Test your water before choosing treatment. Source water varies by region and by well, and the TDS of your feed water is one of the things that sets your drain ratio in the first place.

Frequently Asked Questions

How much water does a reverse osmosis system waste?
A traditional under-sink RO system sends roughly 3 to 4 gallons of water down the drain for every gallon it stores as filtered drinking water. Newer high-efficiency systems run closer to 1:1 or 2:1. The exact ratio depends on the membrane, your water pressure, and your source water TDS.
Is reverse osmosis water waste a big deal on your water bill?
For most households it is small in absolute terms. RO drinking water is a few gallons a day, so even at a 4:1 ratio the reject water is a small fraction of the hundreds of gallons a typical home uses daily for showers, toilets, and laundry. It is more noticeable on a well with a pump or in a region with high water costs.

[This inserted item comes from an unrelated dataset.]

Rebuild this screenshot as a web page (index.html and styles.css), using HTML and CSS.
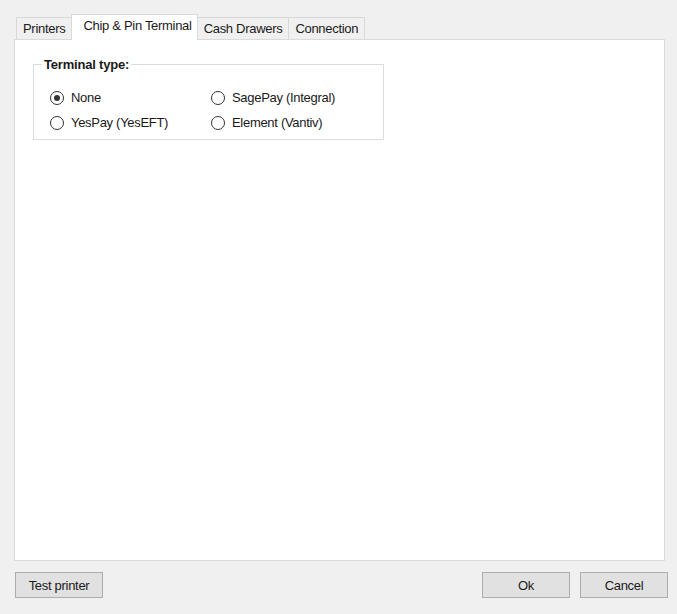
FILE: index.html
```html
<!DOCTYPE html>
<html lang="en">

<head>
  <meta charset="UTF-8">
  <meta name="viewport" content="width=device-width, initial-scale=1.0">
  <title>Hardware settings</title>
  <link rel="stylesheet" href="styles.css">
</head>

<body>
  <div class="window">
    <div class="tabs">
      <div class="tab">Printers</div>
      <div class="tab active">Chip &amp; Pin Terminal</div>
      <div class="tab">Cash Drawers</div>
      <div class="tab">Connection</div>
    </div>

    <div class="panel">
      <fieldset class="group">
        <legend>Terminal type:</legend>
        <div class="options">
          <label class="radio checked"><span class="dot"></span>None</label>
          <label class="radio"><span class="dot"></span>SagePay (Integral)</label>
          <label class="radio"><span class="dot"></span>YesPay (YesEFT)</label>
          <label class="radio"><span class="dot"></span>Element (Vantiv)</label>
        </div>
      </fieldset>
    </div>

    <div class="footer">
      <button class="btn test">Test printer</button>
      <div class="right">
        <button class="btn">Ok</button>
        <button class="btn">Cancel</button>
      </div>
    </div>
  </div>
</body>

</html>
```

FILE: styles.css
```css
html,
body {
  margin: 0;
  padding: 0;
}

body {
  width: 677px;
  height: 614px;
  background-color: #f0f0f0;
  font-family: "Liberation Sans", Arial, sans-serif;
  font-size: 13px;
  color: #1a1a1a;
  overflow: hidden;
}

.window {
  padding: 14px 12px 0 14px;
}

/* tab strip */
.tabs {
  display: flex;
  align-items: flex-end;
  height: 25px;
  padding-left: 2px;
}

.tab {
  height: 21px;
  line-height: 21px;
  padding: 0 6px;
  border: 1px solid #d9d9d9;
  border-bottom: none;
  border-right: none;
  background-color: #f0f0f0;
  letter-spacing: -0.3px;
}

.tab:last-child {
  border-right: 1px solid #d9d9d9;
}

.tab.active {
  position: relative;
  z-index: 1;
  height: 25px;
  line-height: 22px;
  margin-bottom: -1px;
  padding: 0 5px 0 11px;
  background-color: #fff;
  border-right: 1px solid #d9d9d9;
}

.tab.active + .tab {
  border-left: none;
}

/* content panel */
.panel {
  height: 520px;
  border: 1px solid #dadada;
  background-color: #fff;
}

.group {
  width: 349px;
  height: 68px;
  margin: 17px 0 0 18px;
  padding: 13px 0 0 0;
  border: 1px solid #dcdcdc;
}

.group legend {
  margin-left: 8px;
  padding: 0 2px;
  font-weight: bold;
  letter-spacing: -0.2px;
}

.options {
  display: grid;
  grid-template-columns: 161px 161px;
  grid-auto-rows: 25px;
  padding-left: 16px;
}

.radio {
  display: flex;
  align-items: center;
  letter-spacing: -0.3px;
}

.dot {
  width: 12px;
  height: 12px;
  margin-right: 7px;
  border: 1px solid #333;
  border-radius: 50%;
  background-color: #fff;
  position: relative;
}

.radio.checked .dot::after {
  content: "";
  position: absolute;
  left: 3px;
  top: 3px;
  width: 6px;
  height: 6px;
  border-radius: 50%;
  background-color: #333;
}

/* bottom buttons */
.footer {
  display: flex;
  justify-content: space-between;
  margin: 11px -3px 0 0;
  padding-left: 1px;
}

.right {
  display: flex;
  gap: 10px;
}

.btn {
  width: 88px;
  height: 26px;
  padding: 0;
  border: 1px solid #adadad;
  background-color: #e1e1e1;
  font-family: inherit;
  font-size: 13px;
  color: #1a1a1a;
  letter-spacing: -0.3px;
}
```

Does a permeate pump reduce RO waste?
Yes, it can. A permeate pump is a non-electric device that uses the energy of the reject water to push filtered water into the storage tank against less back pressure. Manufacturers report it can cut reject water substantially compared with the same system without one. It reduces waste, it does not eliminate it.
Is a zero-waste reverse osmosis system really zero waste?
Not literally. A zero-waste RO system uses an electric pump to send the reject water back into your home plumbing, usually the hot or cold supply line, instead of to the drain. The water is reused rather than discarded, but it is now higher in dissolved solids and adds slightly to the load on your softener or water heater.
Can you reuse reverse osmosis reject water?
Yes. The reject stream is just your tap water with a higher concentration of dissolved minerals, not sewage. Many households collect it for watering plants, cleaning, or topping off a toilet tank. Use judgment with salt-sensitive plants if your source water is hard or softened, since the reject water carries more dissolved salts.